Relevant section from Supreme Court judgement on Aadhaar’s constitutionality

So, why would someone feel like aadhaar is unconstitutional while others don’t? Why is it 1/5 unconstitutional? You know the answer, don’t you?

If you would like to spend more time crying over spilt milk, read from page 568 onwards of this PDF file.

What you must do now

As a citizen of India, it is in your own best interest to ensure that the democracy continues unharmed. The best way to do so is to elect representatives wisely. That is not an everyday choice though. But you do have a choice every day to engage with the government. For example, ministry of electronics and information technology has invited feedback on a draft personal data protection bill. The bill is riddled with issues. First, read analyses of it. Here are a few links:

Looking at loopholes in sections of the Bill pertaining to data ownership, RTI and more
Loopholes pertaining to empowerment of children, consent and surveillance State
India’s data protection draft ignores key next-generation rights

Then, write to the ministry with your comments.
Through Ministry directly
Through Maadhyam

Be a good citizen.
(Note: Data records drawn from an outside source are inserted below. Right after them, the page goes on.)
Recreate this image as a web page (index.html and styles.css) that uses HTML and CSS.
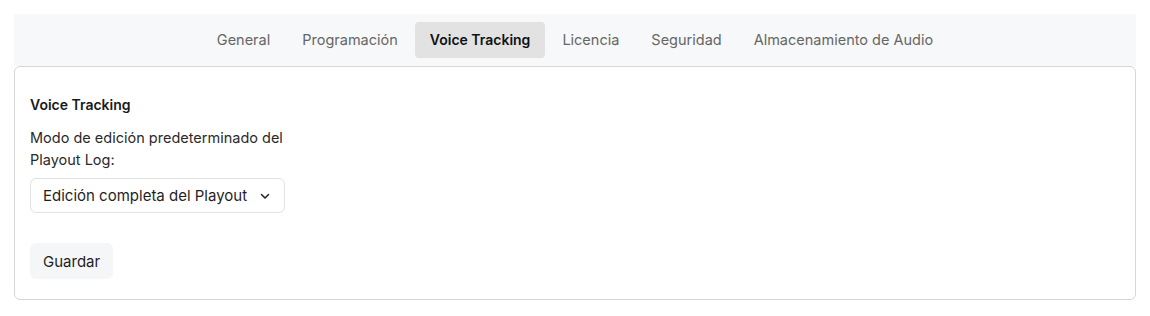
FILE: index.html
```html
<!DOCTYPE html>
<html lang="es">
<head>
    <meta charset="UTF-8">
    <title>Configuración - Voice Tracking</title>
    <link rel="stylesheet" href="styles.css">
</head>
<body>
    <nav class="tabs">
        <a class="tab">General</a>
        <a class="tab">Programación</a>
        <a class="tab active">Voice Tracking</a>
        <a class="tab">Licencia</a>
        <a class="tab">Seguridad</a>
        <a class="tab">Almacenamiento de Audio</a>
    </nav>

    <div class="card">
        <h3 class="card-title">Voice Tracking</h3>
        <div class="field">
            <label class="field-label">Modo de edición predeterminado del Playout Log:</label>
            <div class="select">
                <span>Edición completa del Playout</span>
                <svg width="12" height="12" viewBox="0 0 12 12" fill="none" stroke="#222" stroke-width="1.5" stroke-linecap="round" stroke-linejoin="round">
                    <path d="M2.5 4.5 6 8l3.5-3.5"/>
                </svg>
            </div>
        </div>
        <button class="btn">Guardar</button>
    </div>
</body>
</html>
```

FILE: styles.css
```css
body {
    margin: 14px;
    font-family: Inter, "Noto Sans", sans-serif;
    font-size: 14.5px;
    color: #1f1f1f;
}
.tabs {
    display: flex;
    justify-content: center;
    gap: 2px;
    padding: 8px;
    background-color: #f7f8f9;
}
.tab {
    display: flex;
    align-items: center;
    height: 36px;
    padding: 0 15px;
    border-radius: 4px;
    color: #666;
    line-height: 20px;
}
.tab.active {
    background-color: #e2e2e2;
    color: #111;
    font-size: 14px;
    font-weight: 600;
}
.card {
    border: 1px solid #d6d6d6;
    border-radius: 6px;
    padding: 28px 15px 20px;
}
.card-title {
    margin: 0 0 12px;
    font-size: 14px;
    font-weight: 600;
    line-height: 20px;
    color: #1a1a1a;
}
.field {
    width: 255px;
}
.field-label {
    display: block;
    line-height: 22px;
    color: #2a2a2a;
    margin-bottom: 7px;
}
.select {
    display: flex;
    align-items: center;
    justify-content: space-between;
    height: 33px;
    padding: 0 13px 0 12px;
    border: 1px solid #e2e2e2;
    border-radius: 6px;
    font-size: 15px;
    color: #1f1f1f;
}
.btn {
    margin-top: 30px;
    height: 36px;
    padding: 0 13px;
    border: none;
    border-radius: 6px;
    background-color: #f5f6f7;
    font-family: inherit;
    font-size: 15px;
    color: #1f1f1f;
}
```
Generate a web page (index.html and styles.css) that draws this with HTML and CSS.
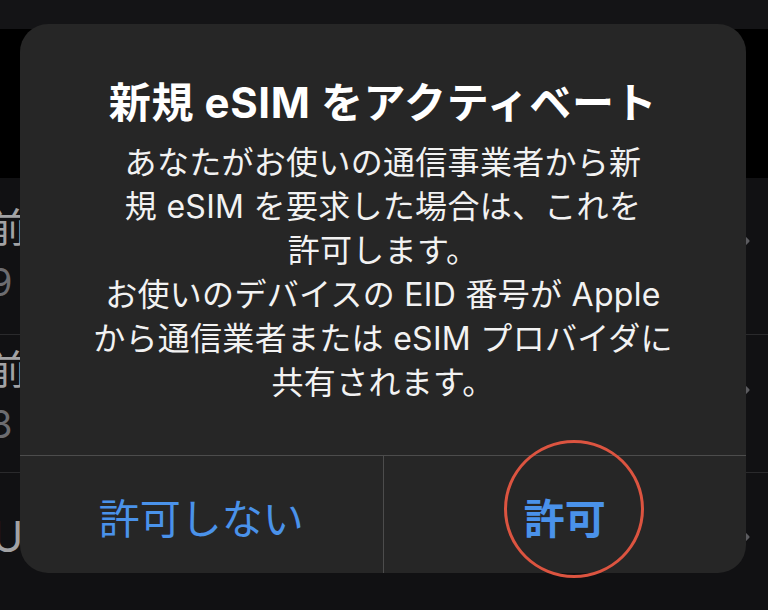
FILE: index.html
```html
<!DOCTYPE html>
<html lang="ja">
<head>
<meta charset="utf-8">
<title>新規 eSIM をアクティベート</title>
<link rel="stylesheet" href="styles.css">
</head>
<body>
<div class="screen">
  <div class="navbar"></div>
  <div class="spacer"></div>
  <ul class="list">
    <li class="row row-first">
      <div class="row-text">
        <div class="row-title">前</div>
        <div class="row-sub">9</div>
      </div>
      <svg class="chev" width="14" height="22" viewBox="0 0 14 22"><path d="M2 2 L11 11 L2 20" fill="none" stroke="#5c5c60" stroke-width="3" stroke-linecap="round" stroke-linejoin="round"/></svg>
    </li>
    <li class="row row-middle">
      <div class="row-text">
        <div class="row-title">前</div>
        <div class="row-sub">3</div>
      </div>
      <svg class="chev" width="14" height="22" viewBox="0 0 14 22"><path d="M2 2 L11 11 L2 20" fill="none" stroke="#5c5c60" stroke-width="3" stroke-linecap="round" stroke-linejoin="round"/></svg>
    </li>
    <li class="row row-last">
      <div class="row-text">
        <div class="row-title row-title-latin">U</div>
      </div>
      <svg class="chev" width="14" height="22" viewBox="0 0 14 22"><path d="M2 2 L11 11 L2 20" fill="none" stroke="#5c5c60" stroke-width="3" stroke-linecap="round" stroke-linejoin="round"/></svg>
    </li>
  </ul>

  <div class="alert" role="alertdialog">
    <div class="alert-content">
      <h1 class="alert-title">新規 eSIM をアクティベート</h1>
      <p class="alert-msg">あなたがお使いの通信事業者から新<br>規 eSIM を要求した場合は、これを<br>許可します。<br>お使いのデバイスの EID 番号が Apple<br>から通信業者または eSIM プロバイダに<br>共有されます。</p>
    </div>
    <div class="alert-actions">
      <div class="btn">許可しない</div>
      <div class="btn btn-primary">許可<span class="highlight"></span></div>
    </div>
  </div>
</div>
</body>
</html>
```

FILE: styles.css
```css
html, body {
  margin: 0;
  padding: 0;
  background: #000;
}

body {
  width: 768px;
  height: 610px;
  overflow: hidden;
  font-family: Inter, "Noto Sans CJK JP", sans-serif;
}

.screen {
  position: relative;
  width: 768px;
  height: 610px;
  overflow: hidden;
  background: #000;
}

.navbar {
  height: 29px;
  background: #141416;
}

.spacer {
  height: 149px;
}

.list {
  list-style: none;
  margin: 0;
  padding: 0;
  background: #111113;
}

.row {
  display: flex;
  justify-content: space-between;
  align-items: flex-start;
  height: 138px;
  padding-top: 13px;
  box-sizing: border-box;
  border-bottom: 1px solid #2a2a2c;
}

.row-first {
  height: 157px;
  padding-top: 28px;
}

.row-last {
  height: 140px;
  padding-top: 42px;
  border-bottom: none;
}

.row-text {
  margin-left: -13px;
}

.row-title {
  font-size: 40px;
  line-height: 44px;
  color: #a2a2a4;
}

.row-title-latin {
  margin-left: 5px;
  font-size: 42px;
}

.row-sub {
  margin-top: 10px;
  margin-left: 2px;
  font-size: 38px;
  line-height: 44px;
  color: #6c6c70;
}

.chev {
  margin-top: 24px;
  margin-right: 17px;
}

.row-middle .chev {
  margin-top: 31px;
}

.row-last .chev {
  margin-top: 11px;
}

.alert {
  position: absolute;
  left: 20px;
  top: 24px;
  width: 726px;
  height: 549px;
  background: #262626;
  border-radius: 28px;
  display: flex;
  flex-direction: column;
}

.alert-content {
  flex: 1;
  padding: 55px 16px 0;
  text-align: center;
}

.alert-title {
  margin: 0;
  font-size: 42px;
  line-height: 48px;
  font-weight: 700;
  color: #ffffff;
  letter-spacing: 0.6px;
}

.alert-msg {
  margin: 14px 0 0;
  font-size: 32px;
  line-height: 44px;
  font-weight: 400;
  color: #f2f2f2;
  letter-spacing: 0.3px;
}

.alert-actions {
  display: flex;
  height: 117px;
  border-top: 1px solid #4c4c4c;
}

.btn {
  flex: 1;
  display: flex;
  align-items: center;
  justify-content: center;
  padding-top: 3px;
  font-size: 41px;
  color: #4a92ea;
}

.btn + .btn {
  border-left: 1px solid #4c4c4c;
}

.btn-primary {
  position: relative;
  font-weight: 700;
}

.highlight {
  position: absolute;
  left: 120px;
  top: -16px;
  width: 134px;
  height: 132px;
  border: 3px solid #dc5440;
  border-radius: 50%;
}
```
Live in a strong democracy.

Comments

2 responses to “Understanding the 1/5 Unconstitutionality of Aadhaar and What You Can Do About It Today”

  1. Pirate Praveen Avatar

    I like the way you presented the concepts, but the conclusion seems simplistic to me. I would say, the solution is much harder, and it requires you to get involved in politics directly.

  2. Akshay S Dinesh Avatar

    He he. The conclusion isn't really the conclusion. I wanted people to submit their comments on the draft dta bill.